Lines of data

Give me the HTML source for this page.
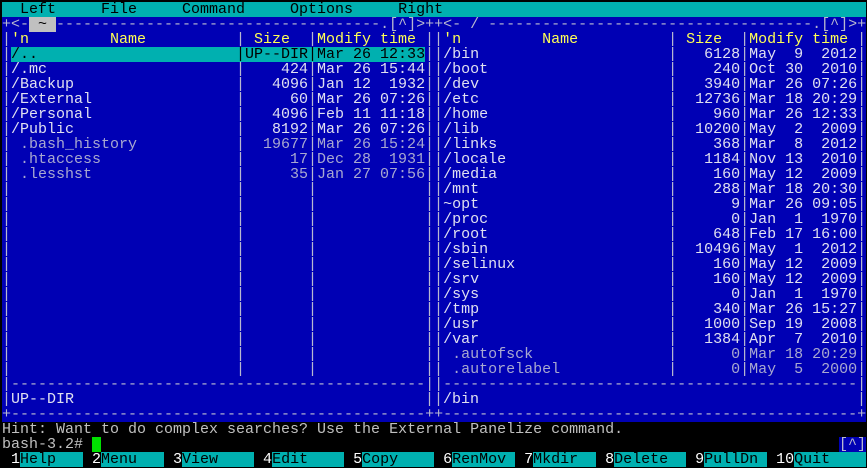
<!DOCTYPE html>
<html><head><meta charset="utf-8"><style>
html,body{margin:0;padding:0;background:#000;width:867px;height:468px;overflow:hidden}
#t{position:absolute;left:2px;top:2px;font-family:"Liberation Mono",monospace;font-size:15px;line-height:15px}
.r{height:15px;white-space:pre;width:864px;overflow:hidden}
.b{background:#0000b4;color:#b8b8d0}
.c{background:#00b0b0;color:#000}
.k{background:#000;color:#c0c0c0}
span{display:inline-block;height:15px;vertical-align:top}
.n{width:225px;color:#e0e0f0}
.z{width:63px;text-align:right;color:#e0e0f0}
.tm{width:108px;color:#e0e0f0}
.d{color:#a8a8d0}
.y{color:#ffff55}
.s{background:#00b0b0;color:#000}
.s span{color:#000}
.g{background:#c0c0c0;color:#000}
.fd{color:#fff;background:#000}
.fl{background:#00b0b0;color:#000}
</style></head><body><div id="t">
<div class="r c">  Left     File     Command     Options     Right</div>
<div class="r b">+&lt;-<span class="g"> ~ </span>------------------------------------.[^]&gt;++&lt;- / ------------------------------------.[^]&gt;+</div>
<div class="r b">|<span class="n y">'n         Name</span>|<span class="tm y" style="width:63px"> Size</span>|<span class="tm y">Modify time</span>||<span class="n y">'n         Name</span>|<span class="tm y" style="width:63px"> Size</span>|<span class="tm y">Modify time</span>|</div>
<div class="r b">|<span class="s"><span class="n">/..</span>|<span class="z">UP--DIR</span>|<span class="tm">Mar 26 12:33</span></span>||<span class="n">/bin</span>|<span class="z">6128</span>|<span class="tm">May  9  2012</span>|</div>
<div class="r b">|<span class="n">/.mc</span>|<span class="z">424</span>|<span class="tm">Mar 26 15:44</span>||<span class="n">/boot</span>|<span class="z">240</span>|<span class="tm">Oct 30  2010</span>|</div>
<div class="r b">|<span class="n">/Backup</span>|<span class="z">4096</span>|<span class="tm">Jan 12  1932</span>||<span class="n">/dev</span>|<span class="z">3940</span>|<span class="tm">Mar 26 07:26</span>|</div>
<div class="r b">|<span class="n">/External</span>|<span class="z">60</span>|<span class="tm">Mar 26 07:26</span>||<span class="n">/etc</span>|<span class="z">12736</span>|<span class="tm">Mar 18 20:29</span>|</div>
<div class="r b">|<span class="n">/Personal</span>|<span class="z">4096</span>|<span class="tm">Feb 11 11:18</span>||<span class="n">/home</span>|<span class="z">960</span>|<span class="tm">Mar 26 12:33</span>|</div>
<div class="r b">|<span class="n">/Public</span>|<span class="z">8192</span>|<span class="tm">Mar 26 07:26</span>||<span class="n">/lib</span>|<span class="z">10200</span>|<span class="tm">May  2  2009</span>|</div>
<div class="r b">|<span class="n d"> .bash_history</span>|<span class="z d">19677</span>|<span class="tm d">Mar 26 15:24</span>||<span class="n">/links</span>|<span class="z">368</span>|<span class="tm">Mar  8  2012</span>|</div>
<div class="r b">|<span class="n d"> .htaccess</span>|<span class="z d">17</span>|<span class="tm d">Dec 28  1931</span>||<span class="n">/locale</span>|<span class="z">1184</span>|<span class="tm">Nov 13  2010</span>|</div>
<div class="r b">|<span class="n d"> .lesshst</span>|<span class="z d">35</span>|<span class="tm d">Jan 27 07:56</span>||<span class="n">/media</span>|<span class="z">160</span>|<span class="tm">May 12  2009</span>|</div>
<div class="r b">|<span class="n"></span>|<span class="z"></span>|<span class="tm"></span>||<span class="n">/mnt</span>|<span class="z">288</span>|<span class="tm">Mar 18 20:30</span>|</div>
<div class="r b">|<span class="n"></span>|<span class="z"></span>|<span class="tm"></span>||<span class="n">~opt</span>|<span class="z">9</span>|<span class="tm">Mar 26 09:05</span>|</div>
<div class="r b">|<span class="n"></span>|<span class="z"></span>|<span class="tm"></span>||<span class="n">/proc</span>|<span class="z">0</span>|<span class="tm">Jan  1  1970</span>|</div>
<div class="r b">|<span class="n"></span>|<span class="z"></span>|<span class="tm"></span>||<span class="n">/root</span>|<span class="z">648</span>|<span class="tm">Feb 17 16:00</span>|</div>
<div class="r b">|<span class="n"></span>|<span class="z"></span>|<span class="tm"></span>||<span class="n">/sbin</span>|<span class="z">10496</span>|<span class="tm">May  1  2012</span>|</div>
<div class="r b">|<span class="n"></span>|<span class="z"></span>|<span class="tm"></span>||<span class="n">/selinux</span>|<span class="z">160</span>|<span class="tm">May 12  2009</span>|</div>
<div class="r b">|<span class="n"></span>|<span class="z"></span>|<span class="tm"></span>||<span class="n">/srv</span>|<span class="z">160</span>|<span class="tm">May 12  2009</span>|</div>
<div class="r b">|<span class="n"></span>|<span class="z"></span>|<span class="tm"></span>||<span class="n">/sys</span>|<span class="z">0</span>|<span class="tm">Jan  1  1970</span>|</div>
<div class="r b">|<span class="n"></span>|<span class="z"></span>|<span class="tm"></span>||<span class="n">/tmp</span>|<span class="z">340</span>|<span class="tm">Mar 26 15:27</span>|</div>
<div class="r b">|<span class="n"></span>|<span class="z"></span>|<span class="tm"></span>||<span class="n">/usr</span>|<span class="z">1000</span>|<span class="tm">Sep 19  2008</span>|</div>
<div class="r b">|<span class="n"></span>|<span class="z"></span>|<span class="tm"></span>||<span class="n">/var</span>|<span class="z">1384</span>|<span class="tm">Apr  7  2010</span>|</div>
<div class="r b">|<span class="n"></span>|<span class="z"></span>|<span class="tm"></span>||<span class="n d"> .autofsck</span>|<span class="z d">0</span>|<span class="tm d">Mar 18 20:29</span>|</div>
<div class="r b">|<span class="n"></span>|<span class="z"></span>|<span class="tm"></span>||<span class="n d"> .autorelabel</span>|<span class="z d">0</span>|<span class="tm d">May  5  2000</span>|</div>
<div class="r b">|----------------------------------------------||----------------------------------------------|</div>
<div class="r b">|<span class="n" style="width:414px">UP--DIR</span>||<span class="n" style="width:414px">/bin</span>|</div>
<div class="r b">+----------------------------------------------++----------------------------------------------+</div>
<div class="r k">Hint: Want to do complex searches? Use the External Panelize command.</div>
<div class="r k">bash-3.2# <span style="width:9px;background:#00e000"></span><span style="width:738px"></span><span style="background:#0000b4;color:#b8b8d0">[^]</span></div>
<div class="r k"><span class="fd"> 1</span><span class="fl" style="width:63px">Help</span><span class="fd"> 2</span><span class="fl" style="width:63px">Menu</span><span class="fd"> 3</span><span class="fl" style="width:72px">View</span><span class="fd"> 4</span><span class="fl" style="width:72px">Edit</span><span class="fd"> 5</span><span class="fl" style="width:72px">Copy</span><span class="fd"> 6</span><span class="fl" style="width:63px">RenMov</span><span class="fd"> 7</span><span class="fl" style="width:63px">Mkdir</span><span class="fd"> 8</span><span class="fl" style="width:72px">Delete</span><span class="fd"> 9</span><span class="fl" style="width:63px">PullDn</span><span class="fd"> 10</span><span class="fl" style="width:72px">Quit</span></div>
</div></body></html>
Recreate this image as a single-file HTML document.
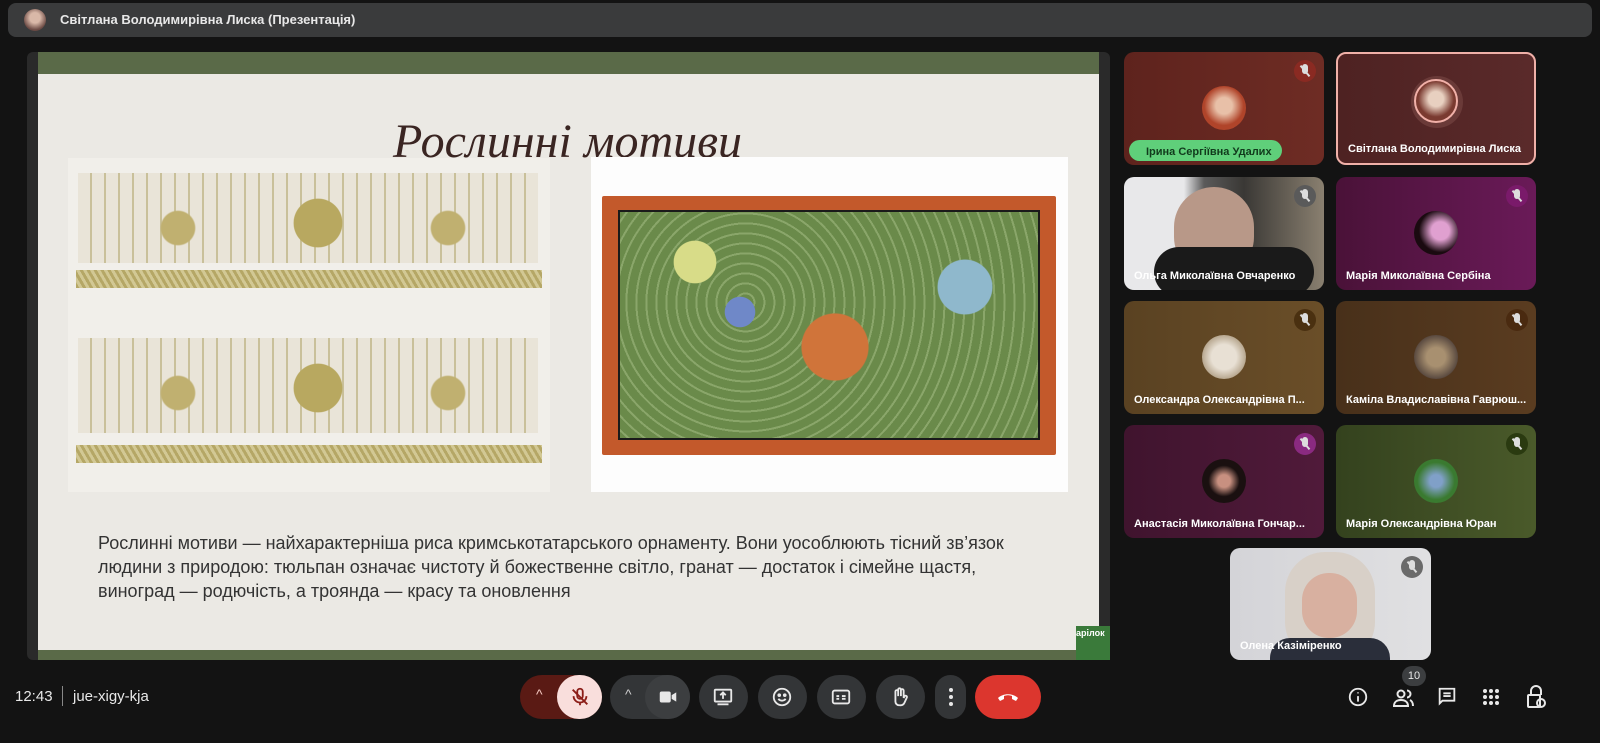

### Written request
Look through the entries and work out how many lines have the word "this" in them; reply with that number only.

### The reply
2